Блок был прежде всего поэтом поколения, выразившим все то темное, смутное, горестное – впрочем, и смешанное с какими-то надеждами, – что наполняло умы и души людей, сложившихся в предреволюционные годы. Он сам дал этому поколению имя: «дети страшных лет России». Для него был у Блока свой особый message, не вполне поддававшийся, конечно, переводу на язык логический, но улавливавшийся современниками в самом тоне его стихов и глубоко их волновавший. Бывали дни, когда, прочитав в каком-нибудь журнале новое блоковское стихотворение, – вот хотя бы эти строки о «детях России», появившиеся в «Аполлоне», – они чувствовали и знали, что прочли нечто для себя крайне важное и оставались под этим впечатлением надолго: всякие другие стихи, даже и те, которые определяются как «блестящие», «мастерские», казались рядом досужей выдумкой.

Конец Блока, духовное крушение его было в этом смысле не только развязкой его личной драмы, а и событием, которое по тогдашним условиям, по тогдашнему обострению всех ощущений и эмоций, в «разреженном воздухе уходящей эпохи» представлялось событием общенациональным, полным еще неведомого исторического значения, приблизительно как 29 января 1837 года… Блок казался жертвой, которую приносила

Россия. Зачем? Никто не знал. Кому? Ответить никто не был в состоянии. Но что Блок был лучшим сыном России, что если жертва нужна, выбор судьбы должен был пасть именно на него, – насчет этого не было сомнений в тот вечно-памятный январский день, когда он в ледяном зале петербургского «Дома литераторов» на Бассейной, бледный, больной, весь какой-то уже окаменелый и померкший, еле разжимая челюсти, читал свою пушкинскую речь. А ведь споры о «Двенадцати» были тогда в полном разгаре, и, несомненно, были в зале люди, которым поэма эта представлялась и политическим предательством, и кощунством! Но даже если они и склонны были, как Зинаида Гиппиус, сказать: «я не прощу никогда», то вслед за ней тут же спешили добавить: «твоя душа невинна». Заподозрить Блока в расчете и каких-либо сделках с совестью способен был только сумасшедший, а ошибки… кто же в состоянии прожить без ошибок? Не есть ли риск, а значит, и возможность проигрыша, одно из условий духовного движения и роста?

Однако все это далеко. Прошло с тех пор тридцать пять лет. Как ни трудно представить себе это людям, его знавшим, Блок был бы в наши дни стариком более чем «маститым». Не только новые поколения, но и блоковские сверстники и современники вправе спросить себя: что осталось от былых восторгов и головокружений, что с годами развеялось?
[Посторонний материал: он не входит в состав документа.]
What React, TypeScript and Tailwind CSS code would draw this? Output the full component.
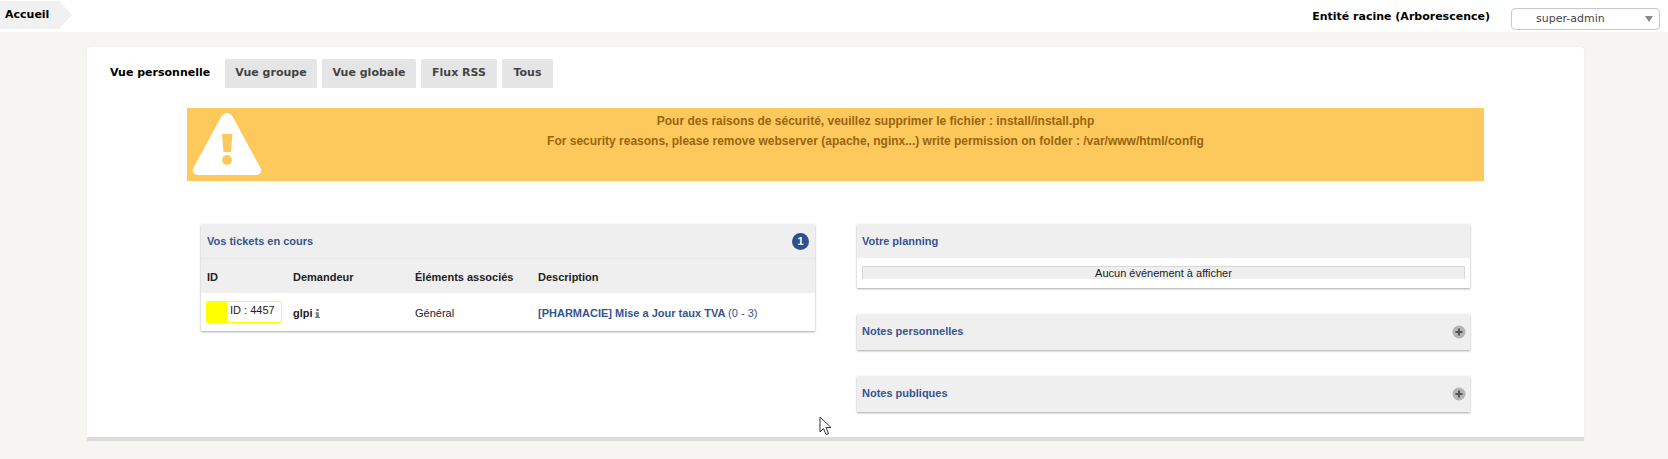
const verdana = "font-['DejaVu_Sans',sans-serif]";

function PlusIcon() {
  return (
    <svg width="14" height="14" viewBox="0 0 14 14" className="shrink-0">
      <circle cx="7" cy="7" r="6.5" fill="#b5b5b5" />
      <path d="M7 3.500v7M3.500 7h7" stroke="#555" strokeWidth="2" />
    </svg>
  );
}

function Collapsed({ title }: { title: string }) {
  return (
    <div className="flex h-9 items-center justify-between bg-[#efefef] pl-[5px] pr-1 shadow-[0_1px_2px_rgba(0,0,0,0.35)]">
      <span className="pb-[2px] text-[11px] font-bold text-[#36558f]">{title}</span>
      <PlusIcon />
    </div>
  );
}

export default function App() {
  return (
    <div className="min-h-[459px] bg-[#f6f5f2] font-['Liberation_Sans',Arial,sans-serif] text-[11px]">
      <header className="flex h-8 items-start justify-between bg-white">
        <div className="mt-px flex h-7 items-center">
          <div className={`${verdana} flex h-7 w-[59px] items-center bg-[#f1f1f1] pl-[5px] text-[11px] font-bold text-black`}>Accueil</div>
          <div className="h-0 w-0 border-y-[14px] border-l-[13px] border-y-transparent border-l-[#f1f1f1]" />
        </div>
        <div className="mr-2 mt-2 flex items-center gap-[21px]">
          <span className={`${verdana} -mt-[3px] text-[11px] font-bold text-black`}>Entité racine (Arborescence)</span>
          <div className={`${verdana} flex h-[22px] w-[149px] items-center justify-between rounded-[4px] border border-[#c8c8c8] bg-white pl-6 pr-[6px] text-[11px] text-[#444]`}>
            <span className="pt-px">super-admin</span>
            <span className="h-0 w-0 border-x-[4px] border-t-[6px] border-x-transparent border-t-[#888]" />
          </div>
        </div>
      </header>

      <main className="relative ml-[87px] mt-[15px] h-[394px] w-[1497px] rounded-t-[3px] border-b-4 border-[#dcdcdc] bg-white pt-3 shadow-[0_0_1px_rgba(0,0,0,0.15)]">
        <nav className={`${verdana} flex h-[29px] items-stretch gap-[5px] pl-[23px] text-[11px] font-bold text-[#444]`}>
          <span className="mr-[11px] flex w-[99px] items-center whitespace-nowrap text-black">Vue personnelle</span>
          <span className="flex w-[92px] items-center justify-center rounded-t-[2px] bg-[#e5e5e5]">Vue groupe</span>
          <span className="flex w-[94px] items-center justify-center rounded-t-[2px] bg-[#e5e5e5]">Vue globale</span>
          <span className="flex w-[76px] items-center justify-center rounded-t-[2px] bg-[#e5e5e5]">Flux RSS</span>
          <span className="flex w-[51px] items-center justify-center rounded-t-[2px] bg-[#e5e5e5]">Tous</span>
        </nav>

        <section className="ml-[100px] mt-5 flex h-[73px] w-[1297px] bg-[#fec95c]">
          <div className="w-20 shrink-0 pl-[5px] pt-[5px]">
            <svg width="70" height="62" viewBox="0 0 70 62">
              <path d="M35 0c2.600 0 4.300 1.300 5.600 3.600l28 51.500c1.700 3.400-.2 6.900-4.200 6.900H5.600c-4 0-5.900-3.500-4.200-6.900l28-51.500C30.700 1.300 32.400 0 35 0z" fill="#fff" />
              <path d="M30 21h10.500l-1.500 18h-7.500z" fill="#fec95c" />
              <circle cx="35" cy="47" r="5" fill="#fec95c" />
            </svg>
          </div>
          <div className="flex-1 pt-[3px] text-center text-[12px] font-bold leading-5 text-[#99650f]">
            <div>Pour des raisons de sécurité, veuillez supprimer le fichier : install/install.php</div>
            <div>For security reasons, please remove webserver (apache, nginx...) write permission on folder : /var/www/html/config</div>
          </div>
        </section>

        <div className="ml-[114px] mt-[43px] flex items-start gap-[42px]">
          <section className="w-[614px] shadow-[0_1px_2px_rgba(0,0,0,0.35)]">
            <div className="flex h-[35px] items-center justify-between border-b border-[#e8e8e8] bg-[#efefef] pl-[6px] pr-[6px]">
              <span className="pt-px text-[11px] font-bold text-[#36558f]">Vos tickets en cours</span>
              <span className="flex h-[17px] w-[17px] items-center justify-center rounded-full bg-[#2f4f8f] text-[11px] font-bold text-white">1</span>
            </div>
            <div className="grid h-[34px] grid-cols-[86px_122px_123px_1fr] items-center bg-[#efefef] pl-[6px] pt-[2px] text-[11px] font-bold text-[#222]">
              <span>ID</span>
              <span>Demandeur</span>
              <span>Éléments associés</span>
              <span>Description</span>
            </div>
            <div className="grid h-[38px] grid-cols-[86px_122px_123px_1fr] items-center bg-white pl-[6px] text-[11px] text-[#222]">
              <div className="flex h-[22px] w-[76px] -translate-x-px rounded-[2px] border border-[#ffff00]">
                <span className="w-5 bg-[#ffff00]" />
                <span className="flex-1 pl-[3px] text-[#222]">ID : 4457</span>
              </div>
              <div className="flex items-center gap-[2px] pt-[2px] font-bold">
                glpi
                <svg width="5" height="11" viewBox="0 0 6 11">
                  <path d="M1.500 0h3v2.500h-3zM.5 4h4v5.500H6V11H0V9.500h1.500V5.500H.5z" fill="#777" />
                </svg>
              </div>
              <span className="pt-[2px]">Général</span>
              <span className="pt-[2px] font-bold text-[#36558f]">
                [PHARMACIE] Mise a Jour taux TVA <span className="font-normal">(0 - 3)</span>
              </span>
            </div>
          </section>

          <div className="flex w-[613px] flex-col gap-[26px]">
            <section className="h-16 bg-white shadow-[0_1px_2px_rgba(0,0,0,0.35)]">
              <div className="flex h-[34px] items-center bg-[#efefef] pl-[5px] pt-px text-[11px] font-bold text-[#36558f]">Votre planning</div>
              <div className="mx-[5px] mt-2 h-[13px] border-x border-t border-[#d8d8d8] bg-[#efefef] text-center text-[11px] leading-[12px] text-[#222]">Aucun événement à afficher</div>
            </section>
            <Collapsed title="Notes personnelles" />
            <Collapsed title="Notes publiques" />
          </div>
        </div>

        <svg width="13" height="20" viewBox="0 0 13 20" className="absolute left-[732px] top-[369px]">
          <path d="M1 1v15l3.500-3.500 2.500 6 2.500-1-2.500-6h5z" fill="#fff" stroke="#333" strokeWidth="1" />
        </svg>
      </main>
    </div>
  );
}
Время не учит ни безразличию, ни равнодушию, но мало-помалу время избавляет от иллюзий и дает возможность издалека взглянуть на то, что на коротком расстоянии оставалось незаметным. Наши предреволюционные сомнения и надежды, магически Блоком оркестрованные, напетые им на какую-то волшебную пластинку, стали воспоминаниями, – притом такими, к которым теперь и перенестись мыслью трудно без недоумения: о чем они были, откуда, куда, к чему? Остались, значит, стихи, остался блоковский текст, без поддержки извне, без нашего самозабвенного, послушного с ним сотрудничества. Перечтем эти стихи с посильным беспристрастием, – однако, добавлю сразу, без колебаний: с уверенностью, что о разочаровании или о «переоценке» сколько-нибудь коренной, полной, не может быть и речи.